"The
Disputation"
Play
at New End Theatre, Hampstead
Reviewed by Percy Gourgey, MBE
The
play is based on a book of the same name by Prof Hyam Maccoby,
a distinguished scholar and author on Jewish Christian relations
(who was a fellow congregant in Richmond Synagogue until
his move to Leeds) and it has received wide acclaim in the
United States and here.
It
concerns a disputation between a renowned Rabbi, Moses ben
Nachman, with a Jewish convert to Christianity, Pablo Christiani,
in Aragon, Spain in 1263 Barcelona on Jewish and Christian
beliefs, held under the authority of King James. The rabbi
agreed to take part on condition that he had full freedom
of expression which the King accepted.
I
found the whole play, and especially the actual debate,
of riveting interest, and I asked the organisers of the
production for a copy of the script which covers the whole
gamut of emotions aroused in a dialogue of this nature.
Robert Rietty put in a performance of intense sensitivity
to the arguments involved as a Christian monk, Raymond de
Penaforte, or Brother Raymond as he is called
in the play. He asks Nachmanides to be conciliatory and
not press his case too forcefully lest he arouse Christian
anger, but the former insisted on his right to put his case
as he thought fit. One point he made was that if the founder
of Christianity was described as the "Prince of Peace"
a phrase used in Isaiahs prophecies
what peace had the world known, especially with the ongoing
crusades at the time, since the start of Christianity.
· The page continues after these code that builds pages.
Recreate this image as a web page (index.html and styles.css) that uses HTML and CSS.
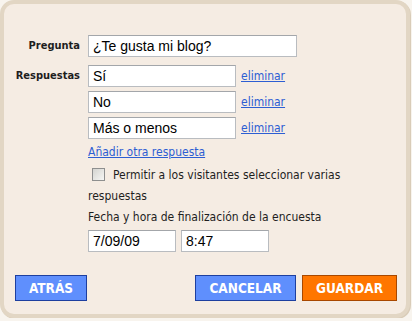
FILE: index.html
```html
<!doctype html>
<html>
<head>
<meta charset="UTF-8">
<title>Encuesta</title>
<link rel="stylesheet" href="styles.css">
</head>
<body>
	<div class="panel">
		<div class="row first">
			<label class="label">Pregunta</label>
			<input type="text" class="field question" value="¿Te gusta mi blog?">
		</div>
		<div class="row answers-row">
			<label class="label">Respuestas</label>
			<div class="answers">
				<div class="answer"><input type="text" class="field answer-input" value="Sí"><a href="#" class="link">eliminar</a></div>
				<div class="answer"><input type="text" class="field answer-input" value="No"><a href="#" class="link">eliminar</a></div>
				<div class="answer"><input type="text" class="field answer-input" value="Más o menos"><a href="#" class="link">eliminar</a></div>
				<a href="#" class="link add">Añadir otra respuesta</a>
				<p class="multi"><input type="checkbox" class="check">Permitir a los visitantes seleccionar varias respuestas</p>
				<p class="end-label">Fecha y hora de finalización de la encuesta</p>
				<div class="dates">
					<input type="text" class="field date" value="7/09/09">
					<input type="text" class="field date" value="8:47">
				</div>
			</div>
		</div>
		<div class="buttons">
			<button class="btn blue back">ATRÁS</button>
			<span class="spacer"></span>
			<button class="btn blue cancel">CANCELAR</button>
			<button class="btn orange save">GUARDAR</button>
		</div>
	</div>
</body>
</html>
```

FILE: styles.css
```css
* {
	box-sizing: border-box;
}
body {
	margin: 0;
	background-color: #f8f4ee;
	font-family: "DejaVu Sans Condensed", "DejaVu Sans", sans-serif;
	font-size: 12px;
	color: #1e1e1e;
}
.panel {
	width: 410px;
	height: 318px;
	background-color: #f5ece3;
	border: 4px solid #e2d6c4;
	border-radius: 14px;
	box-shadow: 1px 1px 0 #d9ccb8;
	padding-top: 31px;
}
.row {
	display: flex;
	align-items: flex-start;
}
.answers-row {
	margin-top: 8px;
}
.label {
	flex: none;
	width: 84px;
	padding-right: 8px;
	text-align: right;
	font-size: 11px;
	font-weight: bold;
	line-height: 22px;
}
.field {
	height: 22px;
	margin: 0;
	padding: 0 4px;
	border: 1px solid #b9bcc0;
	border-top-color: #a3a6aa;
	background-color: #ffffff;
	font-family: "Liberation Sans", Arial, sans-serif;
	font-size: 14px;
	color: #000000;
	outline: none;
}
.question {
	width: 209px;
}
.answers {
	display: flex;
	flex-direction: column;
	align-items: flex-start;
}
.answer {
	display: flex;
	align-items: center;
	margin-bottom: 4px;
}
.answer-input {
	width: 148px;
}
.link {
	color: #2d5ed3;
	font-size: 12px;
	text-decoration: underline;
}
.answer .link {
	margin-left: 5px;
}
.add {
	line-height: 18px;
}
.multi {
	width: 290px;
	margin: 4px 0 0;
	line-height: 21px;
}
.check {
	-webkit-appearance: none;
	appearance: none;
	width: 13px;
	height: 13px;
	margin: 0 8px 0 4px;
	vertical-align: -2px;
	border: 1px solid #8e8f8f;
	background: linear-gradient(135deg, #d4d4d0, #f6f6f4);
}
.end-label {
	margin: 0;
	line-height: 20px;
}
.dates {
	display: flex;
	gap: 5px;
	margin-top: 3px;
}
.date {
	width: 88px;
}
.buttons {
	display: flex;
	margin-top: 23px;
	padding: 0 9px 0 11px;
	gap: 6px;
}
.spacer {
	flex: 1;
}
.btn {
	height: 26px;
	padding: 0;
	font-family: "DejaVu Sans Condensed", "DejaVu Sans", sans-serif;
	font-size: 13.5px;
	font-weight: bold;
	color: #ffffff;
	border: 1px solid;
}
.blue {
	background-color: #5f8ffd;
	border-color: #1d3f9f;
}
.orange {
	background-color: #ff7600;
	border-color: #a84800;
}
.back {
	width: 72px;
}
.cancel {
	width: 101px;
}
.save {
	width: 95px;
}
```
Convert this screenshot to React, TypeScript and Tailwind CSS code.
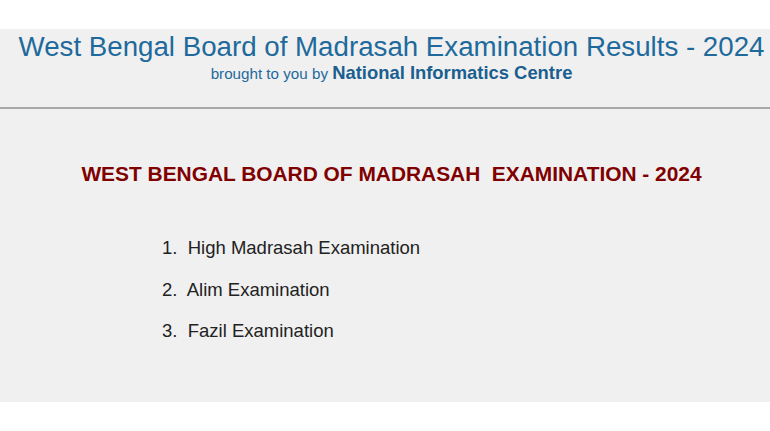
export default function App() {
  const exams = ["High Madrasah Examination", "Alim Examination", "Fazil Examination"];
  return (
    <div className="w-[770px] h-[431px] bg-white font-['Liberation_Sans',Arial,sans-serif]">
      <div className="h-[29px]" />
      <div className="bg-[#f0f0f0] h-[373px]">
        <div className="h-[80px] text-center border-b-2 border-[#a8a8a8] pt-[1px] pl-[13px]">
          <h1 className="text-[27.7px] leading-[33px] text-[#1e6a9c] whitespace-nowrap">
            West Bengal Board of Madrasah Examination Results - 2024
          </h1>
          <p className="text-[15.2px] leading-[20px] text-[#1e6a9c]">
            brought to you by <b className="text-[18.4px] text-[#1a5f8f]">National Informatics Centre</b>
          </p>
        </div>
        <div className="pl-[13px]">
          <h2 className="mt-[53px] text-center text-[20.9px] leading-[24px] font-bold text-[#800000] whitespace-pre">
            {"WEST BENGAL BOARD OF MADRASAH  EXAMINATION - 2024"}
          </h2>
          <ol className="mt-[52px] pl-[149px] text-[18.5px] leading-[20px] text-[#222]">
            {exams.map((e, i) => (
              <li key={e} className="mb-[21.5px]">
                {i + 1}.&nbsp; {e}
              </li>
            ))}
          </ol>
        </div>
      </div>
    </div>
  );
}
Hence
the Jewish belief that the Messiah was still to come.
This
put me in mind of the Talmudic view that by the Jewish Year
6000 (in the Tractate Sanhedrin 95a) the Messiah would have
come and the Third Temple built in Jerusalem. Perhaps we
should start an organisation now to study and act upon the
far-reaching implication of this view! For instance, who
would have thought that when Herzl convened the First World
Zionist Congress in 1897 in Basle, Switzerland, after writing
his famous book, "Der Juden Staat", that the State
in Israel would come into being just fifty years later to
justify his vision!
This
play has striking relevance in this age with the Churchs
Mission to the Jews, current attempts in Israel to convert
Jews made by monks and nuns and, in this country, the "Jews
for Jesus" organisation in universities and elsewhere,
appealing to vulnerable and ignorant Jews. In a fitting
comment on Maccobys work, Chief Rabbi Dr Jonathan
Sacks has stated that "God has given us many faiths
but only one world in which to live together. On our response
to that challenge, much of our future will depend."